» GOAL OF THE EXERCISE
Your task is to extract every entry that follows word for word while excluding the pictures.
——
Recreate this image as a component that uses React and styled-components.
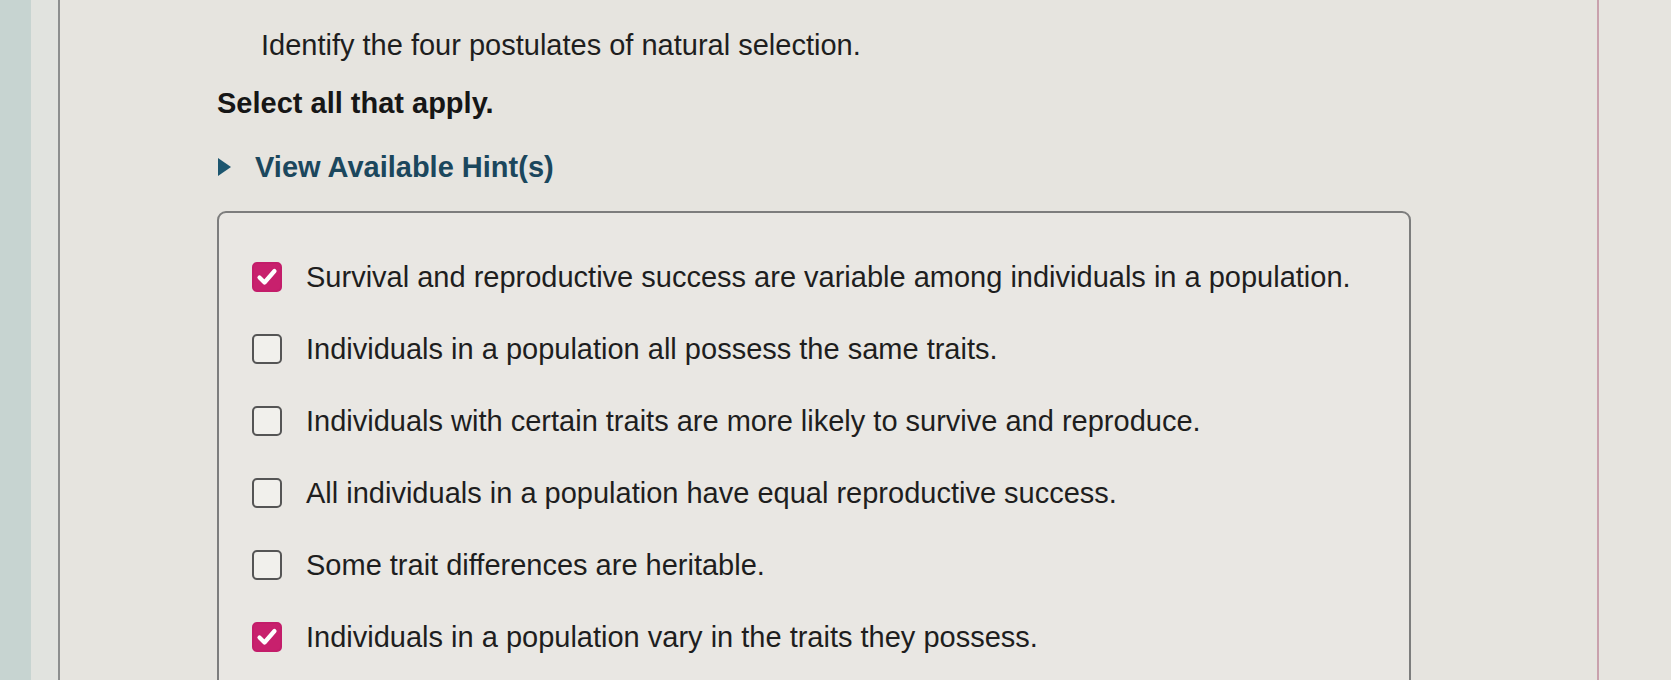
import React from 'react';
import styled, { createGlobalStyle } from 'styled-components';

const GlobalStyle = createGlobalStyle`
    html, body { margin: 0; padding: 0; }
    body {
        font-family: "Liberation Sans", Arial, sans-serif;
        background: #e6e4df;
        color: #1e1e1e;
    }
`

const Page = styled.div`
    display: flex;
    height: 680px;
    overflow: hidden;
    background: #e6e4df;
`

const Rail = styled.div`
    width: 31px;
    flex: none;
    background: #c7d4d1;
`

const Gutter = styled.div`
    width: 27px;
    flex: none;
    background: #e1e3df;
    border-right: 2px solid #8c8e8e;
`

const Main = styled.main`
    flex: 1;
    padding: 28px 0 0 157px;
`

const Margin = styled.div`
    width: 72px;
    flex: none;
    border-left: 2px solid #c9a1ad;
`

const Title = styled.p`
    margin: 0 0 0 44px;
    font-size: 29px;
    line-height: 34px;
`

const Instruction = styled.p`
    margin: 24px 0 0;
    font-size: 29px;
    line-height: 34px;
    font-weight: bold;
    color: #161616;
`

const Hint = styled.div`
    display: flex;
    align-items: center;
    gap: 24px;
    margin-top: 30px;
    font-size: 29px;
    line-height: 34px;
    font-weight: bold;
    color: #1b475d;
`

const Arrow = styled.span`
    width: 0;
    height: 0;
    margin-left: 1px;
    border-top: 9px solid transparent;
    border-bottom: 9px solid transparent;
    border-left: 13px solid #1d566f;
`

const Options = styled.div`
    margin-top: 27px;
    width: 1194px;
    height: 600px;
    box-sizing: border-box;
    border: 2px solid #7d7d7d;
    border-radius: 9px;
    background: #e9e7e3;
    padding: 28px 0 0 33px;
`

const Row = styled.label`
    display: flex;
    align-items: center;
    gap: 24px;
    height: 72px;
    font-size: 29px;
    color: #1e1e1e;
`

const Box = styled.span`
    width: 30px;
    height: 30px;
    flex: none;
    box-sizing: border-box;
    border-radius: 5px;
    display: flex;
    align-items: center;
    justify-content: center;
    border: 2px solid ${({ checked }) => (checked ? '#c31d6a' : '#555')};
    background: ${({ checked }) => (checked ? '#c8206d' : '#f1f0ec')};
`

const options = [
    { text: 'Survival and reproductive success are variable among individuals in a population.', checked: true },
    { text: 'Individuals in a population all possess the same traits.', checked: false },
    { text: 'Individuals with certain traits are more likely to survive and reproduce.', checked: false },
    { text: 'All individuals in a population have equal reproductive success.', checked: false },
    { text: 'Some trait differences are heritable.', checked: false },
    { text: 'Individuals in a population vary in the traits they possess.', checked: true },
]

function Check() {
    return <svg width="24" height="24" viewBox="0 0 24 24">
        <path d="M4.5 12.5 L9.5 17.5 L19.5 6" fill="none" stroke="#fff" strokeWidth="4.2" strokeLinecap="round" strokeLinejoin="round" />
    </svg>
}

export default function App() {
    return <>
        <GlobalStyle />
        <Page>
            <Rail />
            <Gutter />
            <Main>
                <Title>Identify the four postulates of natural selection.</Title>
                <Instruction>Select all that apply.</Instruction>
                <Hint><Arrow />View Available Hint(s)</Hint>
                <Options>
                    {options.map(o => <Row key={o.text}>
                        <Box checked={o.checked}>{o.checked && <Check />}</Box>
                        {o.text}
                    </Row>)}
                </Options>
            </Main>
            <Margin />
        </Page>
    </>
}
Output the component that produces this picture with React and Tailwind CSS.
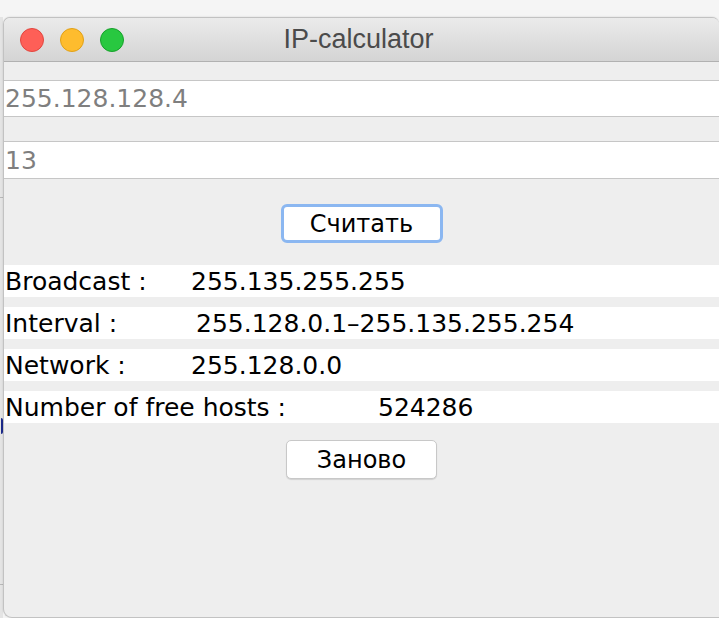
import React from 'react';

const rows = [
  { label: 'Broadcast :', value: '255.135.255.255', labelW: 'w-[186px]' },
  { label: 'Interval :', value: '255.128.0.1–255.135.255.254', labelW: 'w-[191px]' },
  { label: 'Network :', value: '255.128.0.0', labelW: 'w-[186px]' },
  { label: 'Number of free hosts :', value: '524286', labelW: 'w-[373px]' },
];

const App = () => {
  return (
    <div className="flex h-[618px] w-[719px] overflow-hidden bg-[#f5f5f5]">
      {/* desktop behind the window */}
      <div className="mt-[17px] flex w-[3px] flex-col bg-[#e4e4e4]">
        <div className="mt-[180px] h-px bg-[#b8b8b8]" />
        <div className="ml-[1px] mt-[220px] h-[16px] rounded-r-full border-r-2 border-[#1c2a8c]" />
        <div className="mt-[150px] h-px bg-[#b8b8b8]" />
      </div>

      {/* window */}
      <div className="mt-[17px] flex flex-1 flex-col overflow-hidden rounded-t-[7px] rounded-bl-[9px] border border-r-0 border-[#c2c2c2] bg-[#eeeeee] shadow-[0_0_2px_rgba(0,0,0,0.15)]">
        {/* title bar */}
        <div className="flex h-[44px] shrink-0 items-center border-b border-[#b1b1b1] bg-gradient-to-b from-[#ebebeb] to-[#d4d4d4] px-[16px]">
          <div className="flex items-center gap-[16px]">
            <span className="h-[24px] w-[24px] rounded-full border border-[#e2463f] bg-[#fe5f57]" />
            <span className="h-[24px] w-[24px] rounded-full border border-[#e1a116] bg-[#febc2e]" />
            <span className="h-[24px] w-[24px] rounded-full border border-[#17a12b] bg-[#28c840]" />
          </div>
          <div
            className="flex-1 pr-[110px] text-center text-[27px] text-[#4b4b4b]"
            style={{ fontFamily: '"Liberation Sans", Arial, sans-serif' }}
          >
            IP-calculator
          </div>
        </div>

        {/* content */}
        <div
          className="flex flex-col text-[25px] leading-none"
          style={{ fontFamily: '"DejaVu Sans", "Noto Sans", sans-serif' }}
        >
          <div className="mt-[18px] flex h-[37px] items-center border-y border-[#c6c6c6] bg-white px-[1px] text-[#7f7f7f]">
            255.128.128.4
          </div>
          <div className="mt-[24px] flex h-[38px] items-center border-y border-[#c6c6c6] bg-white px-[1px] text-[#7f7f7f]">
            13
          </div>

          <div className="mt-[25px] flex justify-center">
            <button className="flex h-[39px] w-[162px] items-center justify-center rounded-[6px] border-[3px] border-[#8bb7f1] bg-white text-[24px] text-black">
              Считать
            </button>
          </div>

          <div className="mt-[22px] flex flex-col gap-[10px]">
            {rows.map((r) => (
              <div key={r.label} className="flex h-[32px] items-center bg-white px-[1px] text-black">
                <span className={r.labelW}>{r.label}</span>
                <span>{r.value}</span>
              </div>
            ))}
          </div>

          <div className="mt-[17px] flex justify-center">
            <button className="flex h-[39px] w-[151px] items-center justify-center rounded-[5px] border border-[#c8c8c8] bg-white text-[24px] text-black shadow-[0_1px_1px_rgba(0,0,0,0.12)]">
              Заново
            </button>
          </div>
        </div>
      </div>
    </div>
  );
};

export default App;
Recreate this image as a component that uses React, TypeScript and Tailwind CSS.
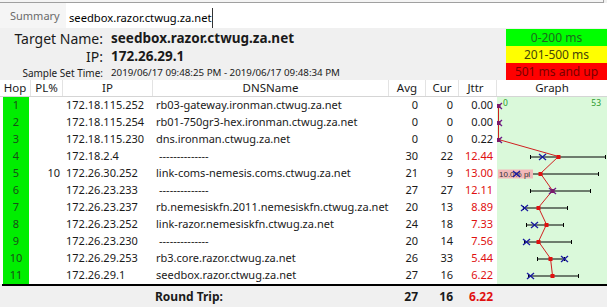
——
» FINAL RESULT
Recreate this image as a component that uses React and styled-components.
import React from 'react';
import styled, { createGlobalStyle } from 'styled-components';

const GlobalStyle = createGlobalStyle`
    html, body { margin: 0; padding: 0; }
    body {
        font-family: "Liberation Sans", Arial, sans-serif;
        background: #e6e4df;
        color: #1e1e1e;
    }
`

const Page = styled.div`
    display: flex;
    height: 680px;
    overflow: hidden;
    background: #e6e4df;
`

const Rail = styled.div`
    width: 31px;
    flex: none;
    background: #c7d4d1;
`

const Gutter = styled.div`
    width: 27px;
    flex: none;
    background: #e1e3df;
    border-right: 2px solid #8c8e8e;
`

const Main = styled.main`
    flex: 1;
    padding: 28px 0 0 157px;
`

const Margin = styled.div`
    width: 72px;
    flex: none;
    border-left: 2px solid #c9a1ad;
`

const Title = styled.p`
    margin: 0 0 0 44px;
    font-size: 29px;
    line-height: 34px;
`

const Instruction = styled.p`
    margin: 24px 0 0;
    font-size: 29px;
    line-height: 34px;
    font-weight: bold;
    color: #161616;
`

const Hint = styled.div`
    display: flex;
    align-items: center;
    gap: 24px;
    margin-top: 30px;
    font-size: 29px;
    line-height: 34px;
    font-weight: bold;
    color: #1b475d;
`

const Arrow = styled.span`
    width: 0;
    height: 0;
    margin-left: 1px;
    border-top: 9px solid transparent;
    border-bottom: 9px solid transparent;
    border-left: 13px solid #1d566f;
`

const Options = styled.div`
    margin-top: 27px;
    width: 1194px;
    height: 600px;
    box-sizing: border-box;
    border: 2px solid #7d7d7d;
    border-radius: 9px;
    background: #e9e7e3;
    padding: 28px 0 0 33px;
`

const Row = styled.label`
    display: flex;
    align-items: center;
    gap: 24px;
    height: 72px;
    font-size: 29px;
    color: #1e1e1e;
`

const Box = styled.span`
    width: 30px;
    height: 30px;
    flex: none;
    box-sizing: border-box;
    border-radius: 5px;
    display: flex;
    align-items: center;
    justify-content: center;
    border: 2px solid ${({ checked }) => (checked ? '#c31d6a' : '#555')};
    background: ${({ checked }) => (checked ? '#c8206d' : '#f1f0ec')};
`

const options = [
    { text: 'Survival and reproductive success are variable among individuals in a population.', checked: true },
    { text: 'Individuals in a population all possess the same traits.', checked: false },
    { text: 'Individuals with certain traits are more likely to survive and reproduce.', checked: false },
    { text: 'All individuals in a population have equal reproductive success.', checked: false },
    { text: 'Some trait differences are heritable.', checked: false },
    { text: 'Individuals in a population vary in the traits they possess.', checked: true },
]

function Check() {
    return <svg width="24" height="24" viewBox="0 0 24 24">
        <path d="M4.5 12.5 L9.5 17.5 L19.5 6" fill="none" stroke="#fff" strokeWidth="4.2" strokeLinecap="round" strokeLinejoin="round" />
    </svg>
}

export default function App() {
    return <>
        <GlobalStyle />
        <Page>
            <Rail />
            <Gutter />
            <Main>
                <Title>Identify the four postulates of natural selection.</Title>
                <Instruction>Select all that apply.</Instruction>
                <Hint><Arrow />View Available Hint(s)</Hint>
                <Options>
                    {options.map(o => <Row key={o.text}>
                        <Box checked={o.checked}>{o.checked && <Check />}</Box>
                        {o.text}
                    </Row>)}
                </Options>
            </Main>
            <Margin />
        </Page>
    </>
}
Output the component that produces this picture with React and Tailwind CSS.
import React from 'react';

const rows = [
  { label: 'Broadcast :', value: '255.135.255.255', labelW: 'w-[186px]' },
  { label: 'Interval :', value: '255.128.0.1–255.135.255.254', labelW: 'w-[191px]' },
  { label: 'Network :', value: '255.128.0.0', labelW: 'w-[186px]' },
  { label: 'Number of free hosts :', value: '524286', labelW: 'w-[373px]' },
];

const App = () => {
  return (
    <div className="flex h-[618px] w-[719px] overflow-hidden bg-[#f5f5f5]">
      {/* desktop behind the window */}
      <div className="mt-[17px] flex w-[3px] flex-col bg-[#e4e4e4]">
        <div className="mt-[180px] h-px bg-[#b8b8b8]" />
        <div className="ml-[1px] mt-[220px] h-[16px] rounded-r-full border-r-2 border-[#1c2a8c]" />
        <div className="mt-[150px] h-px bg-[#b8b8b8]" />
      </div>

      {/* window */}
      <div className="mt-[17px] flex flex-1 flex-col overflow-hidden rounded-t-[7px] rounded-bl-[9px] border border-r-0 border-[#c2c2c2] bg-[#eeeeee] shadow-[0_0_2px_rgba(0,0,0,0.15)]">
        {/* title bar */}
        <div className="flex h-[44px] shrink-0 items-center border-b border-[#b1b1b1] bg-gradient-to-b from-[#ebebeb] to-[#d4d4d4] px-[16px]">
          <div className="flex items-center gap-[16px]">
            <span className="h-[24px] w-[24px] rounded-full border border-[#e2463f] bg-[#fe5f57]" />
            <span className="h-[24px] w-[24px] rounded-full border border-[#e1a116] bg-[#febc2e]" />
            <span className="h-[24px] w-[24px] rounded-full border border-[#17a12b] bg-[#28c840]" />
          </div>
          <div
            className="flex-1 pr-[110px] text-center text-[27px] text-[#4b4b4b]"
            style={{ fontFamily: '"Liberation Sans", Arial, sans-serif' }}
          >
            IP-calculator
          </div>
        </div>

        {/* content */}
        <div
          className="flex flex-col text-[25px] leading-none"
          style={{ fontFamily: '"DejaVu Sans", "Noto Sans", sans-serif' }}
        >
          <div className="mt-[18px] flex h-[37px] items-center border-y border-[#c6c6c6] bg-white px-[1px] text-[#7f7f7f]">
            255.128.128.4
          </div>
          <div className="mt-[24px] flex h-[38px] items-center border-y border-[#c6c6c6] bg-white px-[1px] text-[#7f7f7f]">
            13
          </div>

          <div className="mt-[25px] flex justify-center">
            <button className="flex h-[39px] w-[162px] items-center justify-center rounded-[6px] border-[3px] border-[#8bb7f1] bg-white text-[24px] text-black">
              Считать
            </button>
          </div>

          <div className="mt-[22px] flex flex-col gap-[10px]">
            {rows.map((r) => (
              <div key={r.label} className="flex h-[32px] items-center bg-white px-[1px] text-black">
                <span className={r.labelW}>{r.label}</span>
                <span>{r.value}</span>
              </div>
            ))}
          </div>

          <div className="mt-[17px] flex justify-center">
            <button className="flex h-[39px] w-[151px] items-center justify-center rounded-[5px] border border-[#c8c8c8] bg-white text-[24px] text-black shadow-[0_1px_1px_rgba(0,0,0,0.12)]">
              Заново
            </button>
          </div>
        </div>
      </div>
    </div>
  );
};

export default App;
Recreate this image as a component that uses React, TypeScript and Tailwind CSS.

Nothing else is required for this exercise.